Given records:

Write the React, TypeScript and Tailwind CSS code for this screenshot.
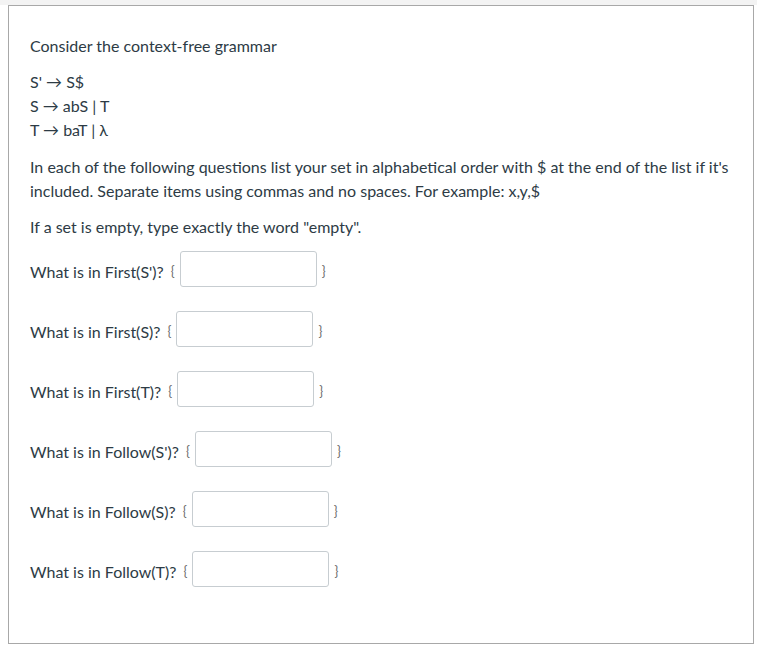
export default function App() {
  const rows = [
    "What is in First(S')?",
    "What is in First(S)?",
    "What is in First(T)?",
    "What is in Follow(S')?",
    "What is in Follow(S)?",
    "What is in Follow(T)?",
  ];

  return (
    <div className="min-h-[659px] w-[757px] bg-white font-['Lato','Liberation_Sans',sans-serif] text-[16px] text-[#2d3b45]">
      {/* top strip */}
      <div className="h-[5px] bg-[#f3f3f3]" />

      {/* question frame */}
      <div className="ml-[8px] h-[639px] w-[746px] border border-[#a8a8a8] px-[21px] pt-[28px]">
        <p className="leading-6">Consider the context-free grammar</p>

        <div className="mt-3 leading-6">
          <p>S' → S$</p>
          <p>S → abS | T</p>
          <p>T → baT | λ</p>
        </div>

        <p className="mt-[13px] leading-6">
          In each of the following questions list your set in alphabetical order with $ at the end of the list if it's
          included. Separate items using commas and no spaces. For example: x,y,$
        </p>

        <p className="mt-3 leading-6">If a set is empty, type exactly the word "empty".</p>

        <div className="mt-3 flex flex-col gap-6">
          {rows.map((label) => (
            <div key={label} className="flex h-[36px] items-center">
              <span className="pt-[5px]">{label}</span>
              <span className="ml-[7px] pt-[5px] text-[13px] text-[#6b6b6b]">{"{"}</span>
              <div className="ml-[5px] h-[36px] w-[137px] rounded-[3px] border border-[#c7cdd1] bg-white" />
              <span className="ml-[5px] pt-[5px] text-[13px] text-[#6b6b6b]">{"}"}</span>
            </div>
          ))}
        </div>
      </div>
    </div>
  );
}
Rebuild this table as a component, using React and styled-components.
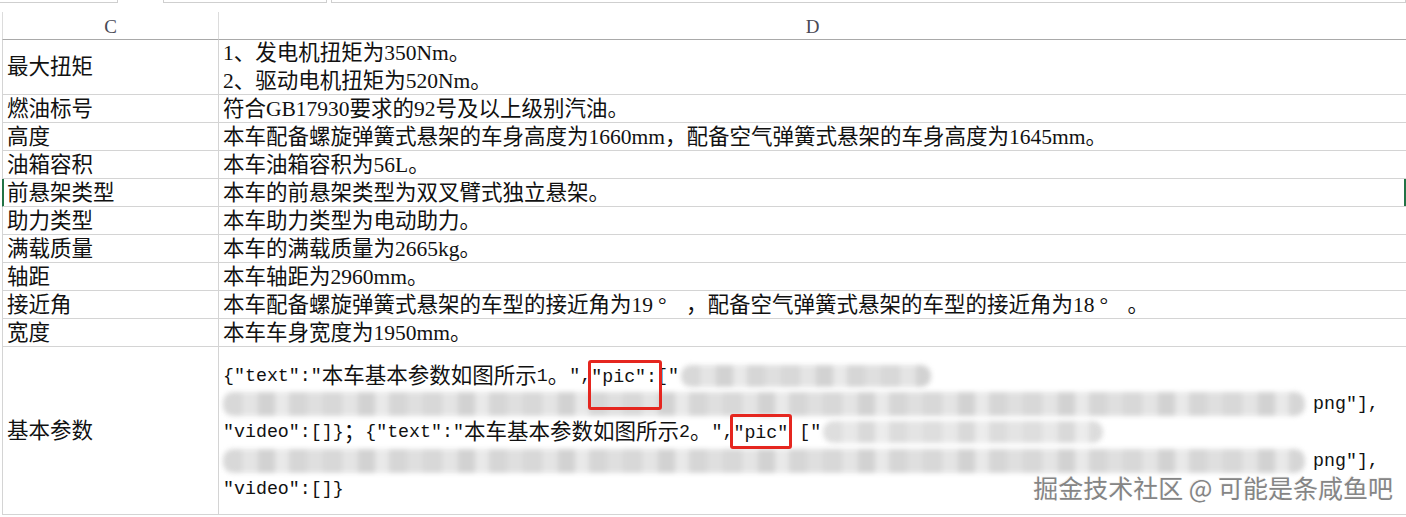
import React from 'react';
import styled, { createGlobalStyle, css } from 'styled-components';

const GREEN = '#217346';
const GRID = '#d4d4d4';
const RED = '#e5261f';

const Global = createGlobalStyle`
  html, body { margin: 0; padding: 0; background: #fff; }
  body {
    width: 1406px; height: 517px; overflow: hidden;
    font-family: "Liberation Serif", "Noto Sans CJK SC", serif;
    color: #111;
  }
`;

const Page = styled.div`
  position: relative;
  width: 1406px;
  height: 517px;
  overflow: hidden;
  background: #fff;
`;

const TabStrip = styled.div`
  display: flex;
  height: 3px;
`;

const TabStub = styled.div`
  box-sizing: border-box;
  height: 3px;
  width: ${p => p.$w}px;
  margin-left: ${p => p.$ml || 0}px;
  border: 1px solid #cfcfcf;
  border-top: none;
  ${p => p.$noLeft && css`border-left: none;`}
`;

const Sheet = styled.div`
  display: grid;
  grid-template-columns: 217px 1fr;
  margin: 9px 0 0 2px;
`;

const HeadCell = styled.div`
  box-sizing: border-box;
  height: 28px;
  display: flex;
  align-items: center;
  justify-content: center;
  font-family: "Liberation Serif", serif;
  font-size: 19px;
  color: #4a4a55;
  border-bottom: 1px solid #a9a9a9;
  ${p => p.$first ? css`border-left: 1px solid #dcdcdc; border-right: 1px solid #dcdcdc;` : ''}
  padding-top: 2px;
`;

const Cell = styled.div`
  box-sizing: border-box;
  height: ${p => p.$h || 28}px;
  display: flex;
  flex-direction: column;
  justify-content: center;
  padding: ${p => p.$pt || 0}px 4px 0 4px;
  font-size: 21.5px;
  line-height: 28px;
  white-space: nowrap;
  border-bottom: 1px solid ${GRID};
  ${p => p.$label && css`
    border-left: 1px solid ${GRID};
    border-right: 1px solid ${GRID};
  `}
  ${p => p.$sel && p.$label && css`
    border-left-color: ${GREEN};
    box-shadow: inset 1px 0 0 ${GREEN};
  `}
  ${p => p.$sel && !p.$label && css`
    box-shadow: inset -2px 0 0 ${GREEN};
  `}
`;

const Line = styled.div`
  flex: none;
  height: ${p => p.$lh || 28}px;
  line-height: ${p => p.$lh || 28}px;
  display: flex;
  align-items: center;
  white-space: pre;
`;

const Mono = styled.span`
  font-family: "Liberation Mono", "DejaVu Sans Mono", monospace;
  font-size: 18.3px;
`;

const Deg = styled.span`
  display: inline-block;
  box-sizing: border-box;
  width: 33px;
  padding-left: 5px;
`;

const Mark = styled.span`
  position: relative;
  z-index: 2;
  &::after {
    content: '';
    position: absolute;
    left: ${p => p.$l}px;
    right: ${p => p.$r}px;
    top: ${p => p.$t}px;
    bottom: ${p => p.$b}px;
    border: 3px solid ${RED};
    border-radius: 3px;
  }
`;

const Smudge = styled.span`
  display: inline-block;
  width: ${p => p.$w}px;
  height: ${p => p.$h || 24}px;
  margin: 0 ${p => p.$mr || 0}px 0 ${p => p.$ml || 0}px;
  border-radius: 10px;
  background:
    repeating-linear-gradient(90deg,
      #d6d6d6 0 19px, #e3e3e3 19px 35px, #d0d0d0 35px 52px,
      #e8e8e8 52px 66px, #d4d4d4 66px 84px, #dedede 84px 100px);
  filter: blur(2.6px);
  opacity: ${p => p.$o || 0.95};
`;

const Watermark = styled.div`
  position: absolute;
  right: 13px;
  bottom: 15px;
  z-index: 3;
  font-family: "Noto Sans CJK SC", "Noto Sans", sans-serif;
  font-size: 25px;
  line-height: 30px;
  color: #858585;
  text-shadow: 1px 1px 0 #fff, -1px -1px 0 #f4f4f4;
  white-space: nowrap;
`;

const ASCII = /([\x20-\x7E\u2033]+)/;
const mixed = s =>
  s.split(ASCII).filter(Boolean).map((part, i) =>
    /^[\x20-\x7E\u2033]+$/.test(part) ? <Mono key={i}>{part}</Mono> : <React.Fragment key={i}>{part}</React.Fragment>
  );

const rows = [
  { k: '最大扭矩', v: ['1、发电机扭矩为350Nm。', '2、驱动电机扭矩为520Nm。'], h: 55 },
  { k: '燃油标号', v: ['符合GB17930要求的92号及以上级别汽油。'] },
  { k: '高度', v: ['本车配备螺旋弹簧式悬架的车身高度为1660mm，配备空气弹簧式悬架的车身高度为1645mm。'] },
  { k: '油箱容积', v: ['本车油箱容积为56L。'] },
  { k: '前悬架类型', v: ['本车的前悬架类型为双叉臂式独立悬架。'], sel: true },
  { k: '助力类型', v: ['本车助力类型为电动助力。'] },
  { k: '满载质量', v: ['本车的满载质量为2665kg。'] },
  { k: '轴距', v: ['本车轴距为2960mm。'] },
  { k: '接近角', deg: true },
  { k: '宽度', v: ['本车车身宽度为1950mm。'] },
];

const Q = '\u2033';

export default function App() {
  return (
    <Page>
      <Global />
      <TabStrip>
        <TabStub $w={119} $noLeft />
        <TabStub $w={164} $ml={45} />
        <TabStub $w={1080} $ml={4} />
      </TabStrip>
      <Sheet>
        <HeadCell $first>C</HeadCell>
        <HeadCell>D</HeadCell>
        {rows.map(r => (
          <React.Fragment key={r.k}>
            <Cell $label $sel={r.sel} $h={r.h}>{r.k}</Cell>
            <Cell $sel={r.sel} $h={r.h}>
              {r.deg ? (
                <Line>
                  本车配备螺旋弹簧式悬架的车型的接近角为19<Deg>°</Deg>，配备空气弹簧式悬架的车型的接近角为18<Deg>°</Deg>。
                </Line>
              ) : (
                r.v.map(t => <Line key={t}>{t}</Line>)
              )}
            </Cell>
          </React.Fragment>
        ))}
        <Cell $label $h={168}>基本参数</Cell>
        <Cell $h={168} $pt={4}>
          <Line $lh={28.3}>
            {mixed(`{${Q}text${Q}:${Q}本车基本参数如图所示1。${Q},`)}
            <Mark $l={-3} $r={-5} $t={-1} $b={-19}>{mixed(`${Q}pic${Q}:`)}</Mark>
            {mixed(`[${Q}`)}
            <Smudge $w={250} $h={22} $ml={2} />
          </Line>
          <Line $lh={28.3}>
            <Smudge $w={1082} $h={24} $mr={8} />
            {mixed(`png${Q}],`)}
          </Line>
          <Line $lh={28.3}>
            {mixed(`${Q}video${Q}:[]}；{${Q}text${Q}:${Q}本车基本参数如图所示2。${Q},`)}
            <Mark $l={-3} $r={-4} $t={-3} $b={-1}>{mixed(`${Q}pic${Q}`)}</Mark>
            {mixed(` [${Q}`)}
            <Smudge $w={280} $h={22} $ml={2} $o={0.8} />
          </Line>
          <Line $lh={28.3}>
            <Smudge $w={1082} $h={24} $mr={8} />
            {mixed(`png${Q}],`)}
          </Line>
          <Line $lh={28.3}>{mixed(`${Q}video${Q}:[]}`)}</Line>
        </Cell>
      </Sheet>
      <Watermark>掘金技术社区 @ 可能是条咸鱼吧</Watermark>
    </Page>
  );
}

Exercise brief:
Check each line above for the word "using" and say how many have it, with nothing else.

Right answer:
2